Les Parisiens veulent boire bio. Tellement que les cavistes et les bars à vin de la Ville lumière se convertissent en offrant de plus en plus de vins issus de l'agriculture biologique.

Dans le bar Le zinc des cavistes, sur les Grands Boulevards, les Parisiens se réunissent à l'heure du 5 à 7. Sur la carte de ce lieu très branché, une vingtaine de bouteilles, dont cinq vins issus de l'agriculture biologique.

«Je n'y avais jamais pensé, mais bizarrement, ces vins se vendent plus que les autres», explique le propriétaire de l'établissement Alain Man.

Dans le XVIIIe arrondissement, Marc Sibard préside aux destinées de l'une des plus anciennes caves de Paris. Au milieu des bouteilles des grands châteaux bordelais trônent les vins sans souffre, sans pesticides et sans fongicides. Le propriétaire de la cave Augé raconte qu'au fil des dégustations, le choix du bio est devenu une évidence pour lui.

«Je n'ai pas décidé, j'ai juste bu», dit Marc Sibard.

La cave date de 1850. Elle attire autant les Parisiens que les touristes. Marc Sibard essaie d'initier chaque client à ses vins dits «natures». Et il réussit: son chiffre d'affaires a passé de 250 000 euros au début des années 90 à 5 millions d'euros par année aujourd'hui.

L'homme d'affaires élabore aussi la carte des vins de plusieurs dizaines de restaurants parisiens. Il estime que plus de 100 restaurants de la Ville lumière ont ajouté des vins issus de l'agriculture biologique à leur carte.

«Mon job, c'est de faire passer des messages aux puissants, ajoute-t-il. C'est de dire à Dom Perignon, au lieu de faire un étui biodégradable, cultive tes vignes en bio.»

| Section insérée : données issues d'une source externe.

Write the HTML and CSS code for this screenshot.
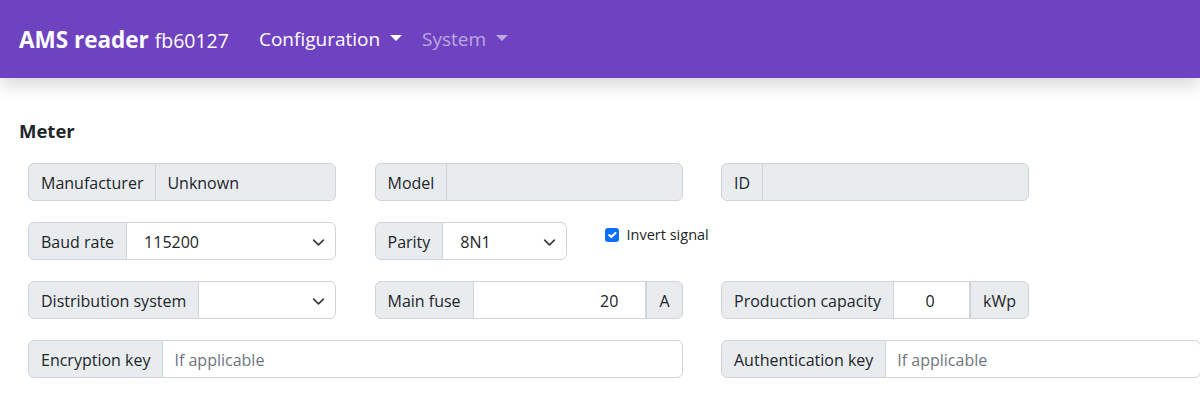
FILE: index.html
```html
<!DOCTYPE html>
<html lang="en">
<head>
    <meta charset="UTF-8">
    <meta name="viewport" content="width=device-width, initial-scale=1.0">
    <title>AMS reader - Configuration</title>
    <link rel="stylesheet" href="styles.css">
</head>
<body>
    <nav class="navbar">
        <div class="brand">AMS reader <small>fb60127</small></div>
        <ul class="nav-menu">
            <li class="nav-item">Configuration <span class="caret"></span></li>
            <li class="nav-item disabled">System <span class="caret"></span></li>
        </ul>
    </nav>

    <main class="page">
        <h5 class="section-title">Meter</h5>

        <div class="form-grid">
            <!-- row 1 -->
            <div class="input-group">
                <span class="addon">Manufacturer</span>
                <span class="field readonly">Unknown</span>
            </div>
            <div class="input-group">
                <span class="addon">Model</span>
                <span class="field readonly"></span>
            </div>
            <div class="input-group">
                <span class="addon">ID</span>
                <span class="field readonly"></span>
            </div>
            <div></div>

            <!-- row 2 -->
            <div class="input-group">
                <span class="addon">Baud rate</span>
                <span class="field select">115200
                    <svg class="chevron" viewBox="0 0 16 16"><path d="M2 5l6 6 6-6" fill="none" stroke="#343a40" stroke-width="2" stroke-linecap="round" stroke-linejoin="round"/></svg>
                </span>
            </div>
            <div class="parity-cell">
                <div class="input-group parity">
                    <span class="addon">Parity</span>
                    <span class="field select">8N1
                        <svg class="chevron" viewBox="0 0 16 16"><path d="M2 5l6 6 6-6" fill="none" stroke="#343a40" stroke-width="2" stroke-linecap="round" stroke-linejoin="round"/></svg>
                    </span>
                </div>
                <label class="form-check">
                    <span class="check-box">
                        <svg viewBox="0 0 20 20"><path d="M6 10l3 3 6-6" fill="none" stroke="#fff" stroke-width="3" stroke-linecap="round" stroke-linejoin="round"/></svg>
                    </span>
                    Invert signal
                </label>
            </div>
            <div></div>
            <div></div>

            <!-- row 3 -->
            <div class="input-group">
                <span class="addon">Distribution system</span>
                <span class="field select">
                    <svg class="chevron" viewBox="0 0 16 16"><path d="M2 5l6 6 6-6" fill="none" stroke="#343a40" stroke-width="2" stroke-linecap="round" stroke-linejoin="round"/></svg>
                </span>
            </div>
            <div class="input-group">
                <span class="addon">Main fuse</span>
                <span class="field num-right">20</span>
                <span class="addon">A</span>
            </div>
            <div class="input-group">
                <span class="addon">Production capacity</span>
                <span class="field num-center">0</span>
                <span class="addon">kWp</span>
            </div>
            <div></div>

            <!-- row 4 -->
            <div class="input-group span-2">
                <span class="addon">Encryption key</span>
                <span class="field placeholder">If applicable</span>
            </div>
            <div class="input-group span-2">
                <span class="addon">Authentication key</span>
                <span class="field placeholder">If applicable</span>
            </div>
        </div>
    </main>
</body>
</html>
```

FILE: styles.css
```css
* {
    margin: 0;
    padding: 0;
    box-sizing: border-box;
}

body {
    font-family: 'Segoe UI', 'Open Sans', 'Noto Sans', sans-serif;
    font-size: 16px;
    color: #212529;
    background: #fff;
    overflow: hidden;
    width: 1200px;
    height: 397px;
}

.navbar {
    background: #6f42c1;
    height: 78px;
    display: flex;
    align-items: center;
    padding: 0 19px;
    box-shadow: 0 8px 16px rgba(0,0,0,0.15);
    position: relative;
    z-index: 1;
}

.brand {
    color: #fff;
    font-size: 22.5px;
    font-weight: 700;
    margin-right: 30px;
    white-space: nowrap;
}

.brand small {
    font-size: 19.5px;
    font-weight: 400;
}

.nav-menu {
    list-style: none;
    display: flex;
    gap: 20px;
}

.nav-item {
    color: #fff;
    font-size: 19px;
    display: flex;
    align-items: center;
    gap: 10px;
}

.nav-item.disabled {
    color: rgba(255,255,255,0.55);
}

.caret {
    width: 0;
    height: 0;
    border-left: 6px solid transparent;
    border-right: 6px solid transparent;
    border-top: 6px solid currentColor;
    margin-top: -2px;
}

.page {
    padding: 0 0 0 19px;
    background: #fff;
    overflow: hidden;
}

.section-title {
    font-size: 18.5px;
    font-weight: 700;
    padding-top: 40px;
    height: 85px;
}

.form-grid {
    display: grid;
    grid-template-columns: 308px 308px 308px 1fr;
    column-gap: 38.5px;
    row-gap: 21px;
    margin-left: 9px;
    width: 1173px;
}

.span-2 {
    grid-column: span 2;
}

.input-group {
    display: flex;
    height: 38px;
}

.addon {
    background: #e9ecef;
    border: 1px solid #ced4da;
    padding: 1px 12px 0;
    display: flex;
    align-items: center;
    white-space: nowrap;
}

.field {
    flex: 1;
    border: 1px solid #ced4da;
    margin-left: -1px;
    padding: 1px 11px 0;
    display: flex;
    align-items: center;
    background: #fff;
    color: #212529;
    position: relative;
    white-space: nowrap;
}

.input-group > :first-child {
    border-radius: 6px 0 0 6px;
}

.input-group > :last-child {
    border-radius: 0 6px 6px 0;
}

.field.readonly {
    background: #e9ecef;
}

.field.select {
    padding-left: 17px;
}

.chevron {
    position: absolute;
    right: 10px;
    top: 13px;
    width: 13px;
    height: 13px;
}

.field.num-right {
    justify-content: flex-end;
    padding-right: 27px;
}

.field.num-center {
    justify-content: center;
    padding-right: 14px;
}

.field.placeholder {
    color: #6c757d;
}

.parity-cell {
    display: flex;
    align-items: flex-start;
}

.parity {
    width: 192px;
    flex-shrink: 0;
}

.form-check {
    display: flex;
    align-items: center;
    gap: 8px;
    margin-left: 38px;
    margin-top: 3px;
    font-size: 14.5px;
    white-space: nowrap;
}

.check-box {
    width: 14px;
    height: 14px;
    border-radius: 3px;
    background: #0d6efd;
    display: flex;
    flex-shrink: 0;
}

.check-box svg {
    width: 14px;
    height: 14px;
}
```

À deux stations de métro de la cave Augé, Pierre Jancou propose dans son nouveau restaurant, le Vivant (Xe arrondissement), des vins sans sulfites et sans souffre. Le chef cuisinier de formation vient de publier le livre Vin vivant, portraits de vignerons au naturel, dans lequel il raconte l'histoire de vignerons qui ont faire le choix des vins natures.

«Ce sont des vins qu'il faut expliquer», dit l'auteur.

Si les Parisiens parcourent la ville pour boire des vins issus de l'agriculture biologique, les critiques n'en font pas autant. Journalistes et vignerons traditionnels affirment que les vins sans souffre ne sont pas stables et ne sont pas aptes à la garde.

En guise de réponse, Pierre Jancou explique dans son livre que ces vins sont fragiles, vivants et qu'ils doivent être gardés en cave à une température constante de 14 degrés. Pour ce qui est de la garde, il assure que dans de bonnes conditions les vins peuvent vieillir. La preuve: les vins élaborés avant 1914 ne contenaient aucun produit ajouté. Quelques rares cuvées de l'époque sont encore consommées de nos jours.

Si la mode est aux vins bios, Marc Sibard ne se berce pas d'illusions. Il reste beaucoup de travail à faire. En 2009, moins de 5% du vignoble français était cultivé en agriculture biologique.